**What the task asks:** For this exercise, output only the lines between the "What React, TypeScript" line and the "const [answer, setAnswer]" line, both of them included, and skip all pictures.

**Extracted data entries:**
★ ★ ★

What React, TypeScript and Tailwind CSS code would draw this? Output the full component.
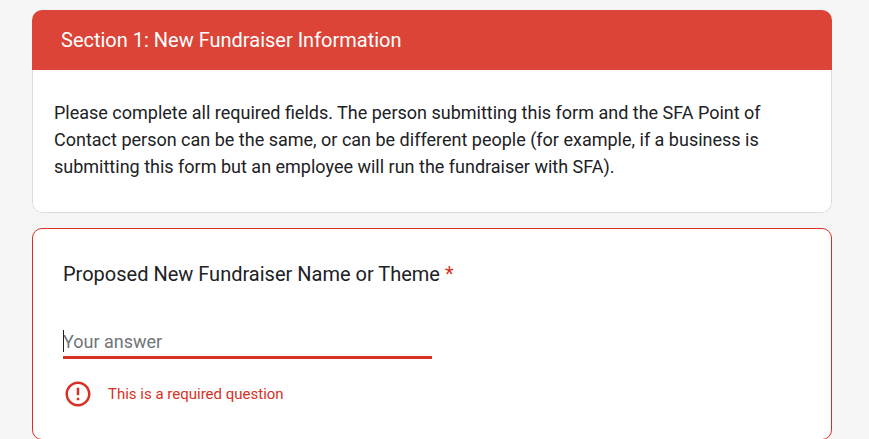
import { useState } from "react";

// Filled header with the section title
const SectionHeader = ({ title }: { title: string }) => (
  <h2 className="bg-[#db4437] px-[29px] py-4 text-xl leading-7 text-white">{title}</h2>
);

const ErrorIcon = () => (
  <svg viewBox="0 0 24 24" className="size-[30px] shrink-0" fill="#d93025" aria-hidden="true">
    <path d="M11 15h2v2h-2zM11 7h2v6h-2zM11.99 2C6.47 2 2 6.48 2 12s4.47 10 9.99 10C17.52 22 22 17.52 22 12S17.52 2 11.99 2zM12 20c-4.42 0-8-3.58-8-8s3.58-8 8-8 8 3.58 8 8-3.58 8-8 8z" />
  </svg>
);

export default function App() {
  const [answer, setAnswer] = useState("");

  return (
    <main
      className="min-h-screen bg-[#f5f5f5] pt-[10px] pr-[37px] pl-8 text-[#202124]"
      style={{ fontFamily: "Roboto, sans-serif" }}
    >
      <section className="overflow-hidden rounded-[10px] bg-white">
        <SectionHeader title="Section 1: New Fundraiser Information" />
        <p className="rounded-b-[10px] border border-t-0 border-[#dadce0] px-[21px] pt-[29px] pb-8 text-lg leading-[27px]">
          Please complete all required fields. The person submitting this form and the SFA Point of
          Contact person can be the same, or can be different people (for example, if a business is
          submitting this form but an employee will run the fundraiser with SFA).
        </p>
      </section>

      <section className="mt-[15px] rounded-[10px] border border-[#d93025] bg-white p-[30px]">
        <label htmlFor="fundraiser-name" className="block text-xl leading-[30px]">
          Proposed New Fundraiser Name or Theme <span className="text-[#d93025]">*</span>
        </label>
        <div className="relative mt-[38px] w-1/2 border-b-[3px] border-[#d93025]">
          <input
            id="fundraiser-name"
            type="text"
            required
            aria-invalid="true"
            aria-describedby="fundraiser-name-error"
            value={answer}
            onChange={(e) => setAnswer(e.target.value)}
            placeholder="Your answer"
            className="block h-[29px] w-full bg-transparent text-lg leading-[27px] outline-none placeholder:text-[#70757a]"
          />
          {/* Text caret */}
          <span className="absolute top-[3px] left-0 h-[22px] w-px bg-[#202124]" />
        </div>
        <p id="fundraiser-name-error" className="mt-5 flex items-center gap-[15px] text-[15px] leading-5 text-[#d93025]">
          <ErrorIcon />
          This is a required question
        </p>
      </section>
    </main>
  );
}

★ ★ ★

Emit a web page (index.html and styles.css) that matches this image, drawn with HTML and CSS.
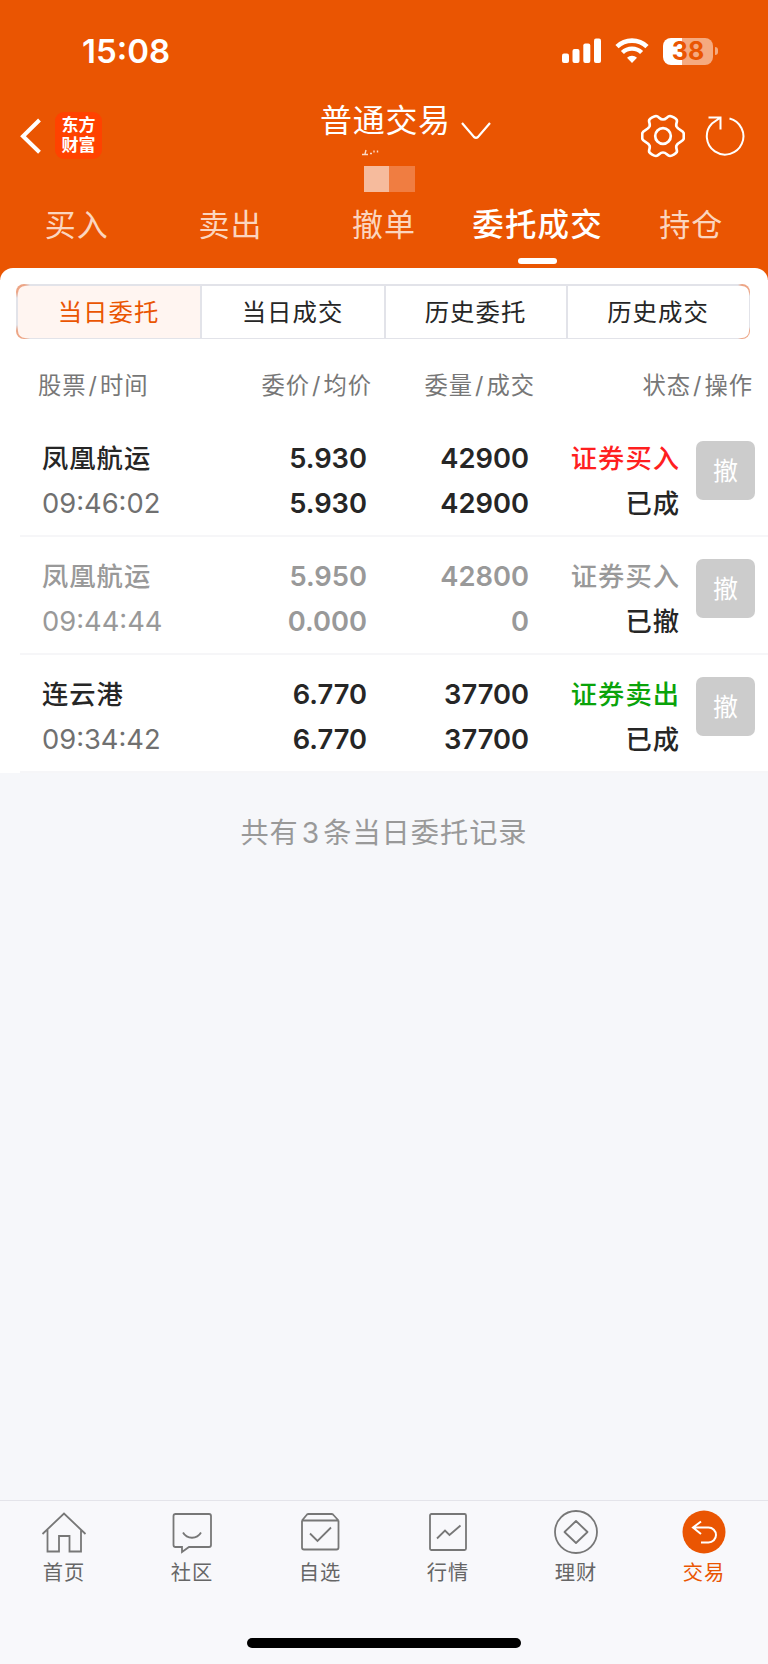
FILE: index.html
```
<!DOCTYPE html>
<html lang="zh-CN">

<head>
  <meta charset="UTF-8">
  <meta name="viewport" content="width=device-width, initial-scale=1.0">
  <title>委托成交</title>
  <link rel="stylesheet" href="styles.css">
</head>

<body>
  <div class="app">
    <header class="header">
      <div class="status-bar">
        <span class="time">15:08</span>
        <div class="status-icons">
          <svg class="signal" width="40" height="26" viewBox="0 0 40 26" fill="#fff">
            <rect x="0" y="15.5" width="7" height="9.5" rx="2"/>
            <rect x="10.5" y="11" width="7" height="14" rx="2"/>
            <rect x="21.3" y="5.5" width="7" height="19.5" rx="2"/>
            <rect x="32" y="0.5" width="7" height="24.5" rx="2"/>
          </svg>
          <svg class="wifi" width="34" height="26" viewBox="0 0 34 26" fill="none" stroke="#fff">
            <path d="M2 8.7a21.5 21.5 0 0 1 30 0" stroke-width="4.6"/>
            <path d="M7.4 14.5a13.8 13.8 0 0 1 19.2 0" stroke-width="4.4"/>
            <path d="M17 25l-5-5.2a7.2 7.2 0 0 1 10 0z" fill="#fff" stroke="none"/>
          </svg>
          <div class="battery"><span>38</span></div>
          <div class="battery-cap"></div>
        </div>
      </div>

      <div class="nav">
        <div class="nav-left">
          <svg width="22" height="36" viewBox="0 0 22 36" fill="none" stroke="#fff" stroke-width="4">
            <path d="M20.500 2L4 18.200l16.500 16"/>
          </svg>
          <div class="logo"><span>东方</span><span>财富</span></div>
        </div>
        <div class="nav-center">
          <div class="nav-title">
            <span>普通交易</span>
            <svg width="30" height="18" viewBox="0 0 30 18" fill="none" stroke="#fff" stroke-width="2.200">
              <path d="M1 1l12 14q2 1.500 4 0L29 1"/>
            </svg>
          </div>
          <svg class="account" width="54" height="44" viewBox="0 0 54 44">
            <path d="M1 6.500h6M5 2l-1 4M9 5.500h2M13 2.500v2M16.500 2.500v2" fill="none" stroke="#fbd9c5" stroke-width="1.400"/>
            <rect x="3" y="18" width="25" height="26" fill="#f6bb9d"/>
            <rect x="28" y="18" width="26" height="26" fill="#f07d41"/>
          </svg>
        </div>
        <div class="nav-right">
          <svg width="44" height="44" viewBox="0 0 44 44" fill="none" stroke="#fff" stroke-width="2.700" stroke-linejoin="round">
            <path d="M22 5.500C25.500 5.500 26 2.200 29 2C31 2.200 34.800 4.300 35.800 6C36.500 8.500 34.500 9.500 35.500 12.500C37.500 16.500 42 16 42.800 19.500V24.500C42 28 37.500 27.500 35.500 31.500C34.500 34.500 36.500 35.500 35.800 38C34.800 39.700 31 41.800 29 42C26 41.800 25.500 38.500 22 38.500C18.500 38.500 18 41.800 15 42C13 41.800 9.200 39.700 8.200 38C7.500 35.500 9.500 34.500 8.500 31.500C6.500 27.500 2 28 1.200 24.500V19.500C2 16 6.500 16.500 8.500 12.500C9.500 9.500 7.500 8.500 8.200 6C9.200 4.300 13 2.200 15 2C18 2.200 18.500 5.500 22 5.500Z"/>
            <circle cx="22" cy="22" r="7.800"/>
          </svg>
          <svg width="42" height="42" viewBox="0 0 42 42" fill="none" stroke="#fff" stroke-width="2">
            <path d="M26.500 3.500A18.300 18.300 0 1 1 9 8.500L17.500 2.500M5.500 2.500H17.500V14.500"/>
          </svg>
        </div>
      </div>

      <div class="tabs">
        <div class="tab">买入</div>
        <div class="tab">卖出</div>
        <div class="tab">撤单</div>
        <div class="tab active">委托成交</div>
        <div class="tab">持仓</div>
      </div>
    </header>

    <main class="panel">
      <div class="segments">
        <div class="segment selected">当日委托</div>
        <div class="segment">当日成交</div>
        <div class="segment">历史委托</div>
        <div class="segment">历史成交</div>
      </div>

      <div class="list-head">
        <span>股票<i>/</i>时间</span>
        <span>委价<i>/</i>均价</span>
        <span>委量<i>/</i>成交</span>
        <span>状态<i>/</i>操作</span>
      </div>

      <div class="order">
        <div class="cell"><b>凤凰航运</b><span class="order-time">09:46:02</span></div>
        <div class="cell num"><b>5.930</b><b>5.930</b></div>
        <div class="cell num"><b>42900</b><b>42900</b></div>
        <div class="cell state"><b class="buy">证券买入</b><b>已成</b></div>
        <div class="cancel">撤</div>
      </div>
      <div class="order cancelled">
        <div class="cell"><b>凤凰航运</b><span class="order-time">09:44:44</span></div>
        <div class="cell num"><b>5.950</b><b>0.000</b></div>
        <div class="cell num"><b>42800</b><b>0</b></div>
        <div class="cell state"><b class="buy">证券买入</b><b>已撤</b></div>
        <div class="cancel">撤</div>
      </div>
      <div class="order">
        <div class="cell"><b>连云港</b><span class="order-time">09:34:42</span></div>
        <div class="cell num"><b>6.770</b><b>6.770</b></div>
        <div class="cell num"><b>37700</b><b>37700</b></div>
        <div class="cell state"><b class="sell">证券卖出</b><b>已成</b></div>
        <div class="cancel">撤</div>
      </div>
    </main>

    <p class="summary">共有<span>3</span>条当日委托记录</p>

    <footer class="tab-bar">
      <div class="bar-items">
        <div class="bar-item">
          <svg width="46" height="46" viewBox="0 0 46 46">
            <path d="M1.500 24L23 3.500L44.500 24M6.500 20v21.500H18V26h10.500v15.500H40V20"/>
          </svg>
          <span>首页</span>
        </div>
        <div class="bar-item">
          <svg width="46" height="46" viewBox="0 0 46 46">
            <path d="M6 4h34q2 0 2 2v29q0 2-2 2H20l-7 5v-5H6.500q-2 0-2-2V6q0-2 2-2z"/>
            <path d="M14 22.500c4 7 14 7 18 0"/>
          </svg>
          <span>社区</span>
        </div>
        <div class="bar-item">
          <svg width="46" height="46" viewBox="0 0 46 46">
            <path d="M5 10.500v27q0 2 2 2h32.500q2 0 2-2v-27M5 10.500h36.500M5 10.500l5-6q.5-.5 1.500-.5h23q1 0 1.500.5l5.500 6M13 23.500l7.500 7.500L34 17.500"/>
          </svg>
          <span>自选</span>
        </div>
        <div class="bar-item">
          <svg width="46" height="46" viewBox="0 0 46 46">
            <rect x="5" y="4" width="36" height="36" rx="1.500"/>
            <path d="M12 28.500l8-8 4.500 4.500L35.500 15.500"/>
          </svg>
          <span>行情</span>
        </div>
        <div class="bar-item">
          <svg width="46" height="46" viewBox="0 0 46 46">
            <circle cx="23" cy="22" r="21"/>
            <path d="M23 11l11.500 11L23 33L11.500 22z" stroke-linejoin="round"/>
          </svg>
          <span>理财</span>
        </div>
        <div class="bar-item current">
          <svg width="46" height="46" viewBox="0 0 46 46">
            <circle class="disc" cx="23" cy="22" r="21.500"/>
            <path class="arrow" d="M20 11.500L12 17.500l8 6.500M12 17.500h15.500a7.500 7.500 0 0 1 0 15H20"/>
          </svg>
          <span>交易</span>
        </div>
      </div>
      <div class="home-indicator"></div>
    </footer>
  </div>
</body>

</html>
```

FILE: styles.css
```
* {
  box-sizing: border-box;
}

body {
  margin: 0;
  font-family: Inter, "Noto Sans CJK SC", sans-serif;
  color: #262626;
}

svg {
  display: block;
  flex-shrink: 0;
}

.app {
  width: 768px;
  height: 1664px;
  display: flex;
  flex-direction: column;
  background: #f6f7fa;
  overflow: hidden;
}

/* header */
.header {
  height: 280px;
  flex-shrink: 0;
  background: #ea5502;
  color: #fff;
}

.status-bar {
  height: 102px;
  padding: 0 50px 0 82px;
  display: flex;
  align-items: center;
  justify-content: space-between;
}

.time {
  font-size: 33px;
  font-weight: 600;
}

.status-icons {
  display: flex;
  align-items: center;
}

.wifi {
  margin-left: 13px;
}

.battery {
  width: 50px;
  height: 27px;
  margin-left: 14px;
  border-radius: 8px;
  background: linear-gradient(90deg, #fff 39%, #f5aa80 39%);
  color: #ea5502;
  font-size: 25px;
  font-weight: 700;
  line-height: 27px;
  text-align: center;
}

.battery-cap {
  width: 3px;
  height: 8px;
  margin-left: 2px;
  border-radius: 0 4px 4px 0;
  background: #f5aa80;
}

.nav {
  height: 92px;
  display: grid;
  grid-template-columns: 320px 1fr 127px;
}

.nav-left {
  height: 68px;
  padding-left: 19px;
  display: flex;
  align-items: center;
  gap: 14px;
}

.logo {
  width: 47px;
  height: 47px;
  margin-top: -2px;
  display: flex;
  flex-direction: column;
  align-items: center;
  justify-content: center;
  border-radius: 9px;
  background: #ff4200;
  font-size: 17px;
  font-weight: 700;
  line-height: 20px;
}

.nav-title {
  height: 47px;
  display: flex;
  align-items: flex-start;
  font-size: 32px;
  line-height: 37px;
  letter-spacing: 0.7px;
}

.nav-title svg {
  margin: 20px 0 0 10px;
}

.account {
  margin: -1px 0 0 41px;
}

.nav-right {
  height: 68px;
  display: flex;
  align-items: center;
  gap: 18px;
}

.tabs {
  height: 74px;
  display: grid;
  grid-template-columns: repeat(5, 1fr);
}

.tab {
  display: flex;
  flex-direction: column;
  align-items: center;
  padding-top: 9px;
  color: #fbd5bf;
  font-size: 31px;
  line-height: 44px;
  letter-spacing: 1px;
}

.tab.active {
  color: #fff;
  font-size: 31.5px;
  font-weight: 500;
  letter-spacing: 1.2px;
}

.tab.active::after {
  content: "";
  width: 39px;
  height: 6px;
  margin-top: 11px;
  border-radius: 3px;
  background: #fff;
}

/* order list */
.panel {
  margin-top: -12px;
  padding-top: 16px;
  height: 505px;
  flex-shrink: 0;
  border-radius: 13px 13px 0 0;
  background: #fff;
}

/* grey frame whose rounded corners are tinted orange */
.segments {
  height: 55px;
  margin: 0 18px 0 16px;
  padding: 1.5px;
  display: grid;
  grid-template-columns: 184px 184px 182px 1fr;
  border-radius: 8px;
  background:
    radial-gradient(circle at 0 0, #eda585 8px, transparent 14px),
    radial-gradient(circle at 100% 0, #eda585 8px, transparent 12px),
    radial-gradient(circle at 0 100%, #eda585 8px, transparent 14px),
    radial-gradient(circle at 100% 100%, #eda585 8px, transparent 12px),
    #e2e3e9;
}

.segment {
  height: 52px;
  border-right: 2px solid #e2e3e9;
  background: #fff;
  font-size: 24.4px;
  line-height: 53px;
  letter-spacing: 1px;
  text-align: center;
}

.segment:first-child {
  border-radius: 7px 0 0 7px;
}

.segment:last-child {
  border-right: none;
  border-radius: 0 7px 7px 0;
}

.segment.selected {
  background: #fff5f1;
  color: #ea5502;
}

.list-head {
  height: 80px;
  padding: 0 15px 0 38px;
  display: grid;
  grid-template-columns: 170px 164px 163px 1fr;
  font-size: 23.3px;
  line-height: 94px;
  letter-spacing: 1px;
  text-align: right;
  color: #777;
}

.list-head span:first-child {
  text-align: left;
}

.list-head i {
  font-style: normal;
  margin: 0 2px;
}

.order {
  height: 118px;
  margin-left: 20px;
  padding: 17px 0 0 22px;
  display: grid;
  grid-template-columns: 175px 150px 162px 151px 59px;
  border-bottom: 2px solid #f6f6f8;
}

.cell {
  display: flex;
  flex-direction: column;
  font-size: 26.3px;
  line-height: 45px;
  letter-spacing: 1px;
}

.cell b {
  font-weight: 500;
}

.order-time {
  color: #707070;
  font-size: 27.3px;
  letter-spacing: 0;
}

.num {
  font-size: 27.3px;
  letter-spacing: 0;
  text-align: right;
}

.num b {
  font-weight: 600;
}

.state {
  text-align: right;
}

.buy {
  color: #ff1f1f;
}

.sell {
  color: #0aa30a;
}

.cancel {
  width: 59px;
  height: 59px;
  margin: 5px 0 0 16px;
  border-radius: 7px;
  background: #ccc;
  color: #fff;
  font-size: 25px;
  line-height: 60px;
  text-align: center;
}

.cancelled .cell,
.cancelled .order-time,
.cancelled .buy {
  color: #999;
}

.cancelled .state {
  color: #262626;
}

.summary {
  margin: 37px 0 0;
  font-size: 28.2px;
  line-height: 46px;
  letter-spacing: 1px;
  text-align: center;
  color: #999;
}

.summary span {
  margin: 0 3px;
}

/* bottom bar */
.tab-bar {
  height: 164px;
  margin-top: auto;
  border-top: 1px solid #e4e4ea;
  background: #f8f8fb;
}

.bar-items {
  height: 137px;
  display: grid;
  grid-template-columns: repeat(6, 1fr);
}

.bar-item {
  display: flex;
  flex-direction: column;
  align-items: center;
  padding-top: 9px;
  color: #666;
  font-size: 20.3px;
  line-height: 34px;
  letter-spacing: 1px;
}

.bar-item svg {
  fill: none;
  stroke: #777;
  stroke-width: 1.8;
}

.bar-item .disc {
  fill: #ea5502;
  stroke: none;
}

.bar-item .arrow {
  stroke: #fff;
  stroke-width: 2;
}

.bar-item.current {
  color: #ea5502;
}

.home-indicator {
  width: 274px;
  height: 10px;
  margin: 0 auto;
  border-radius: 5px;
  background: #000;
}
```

★ ★ ★

**Task solution:**
What React, TypeScript and Tailwind CSS code would draw this? Output the full component.
import { useState } from "react";

// Filled header with the section title
const SectionHeader = ({ title }: { title: string }) => (
  <h2 className="bg-[#db4437] px-[29px] py-4 text-xl leading-7 text-white">{title}</h2>
);

const ErrorIcon = () => (
  <svg viewBox="0 0 24 24" className="size-[30px] shrink-0" fill="#d93025" aria-hidden="true">
    <path d="M11 15h2v2h-2zM11 7h2v6h-2zM11.99 2C6.47 2 2 6.48 2 12s4.47 10 9.99 10C17.52 22 22 17.52 22 12S17.52 2 11.99 2zM12 20c-4.42 0-8-3.58-8-8s3.58-8 8-8 8 3.58 8 8-3.58 8-8 8z" />
  </svg>
);

export default function App() {
  const [answer, setAnswer] = useState("");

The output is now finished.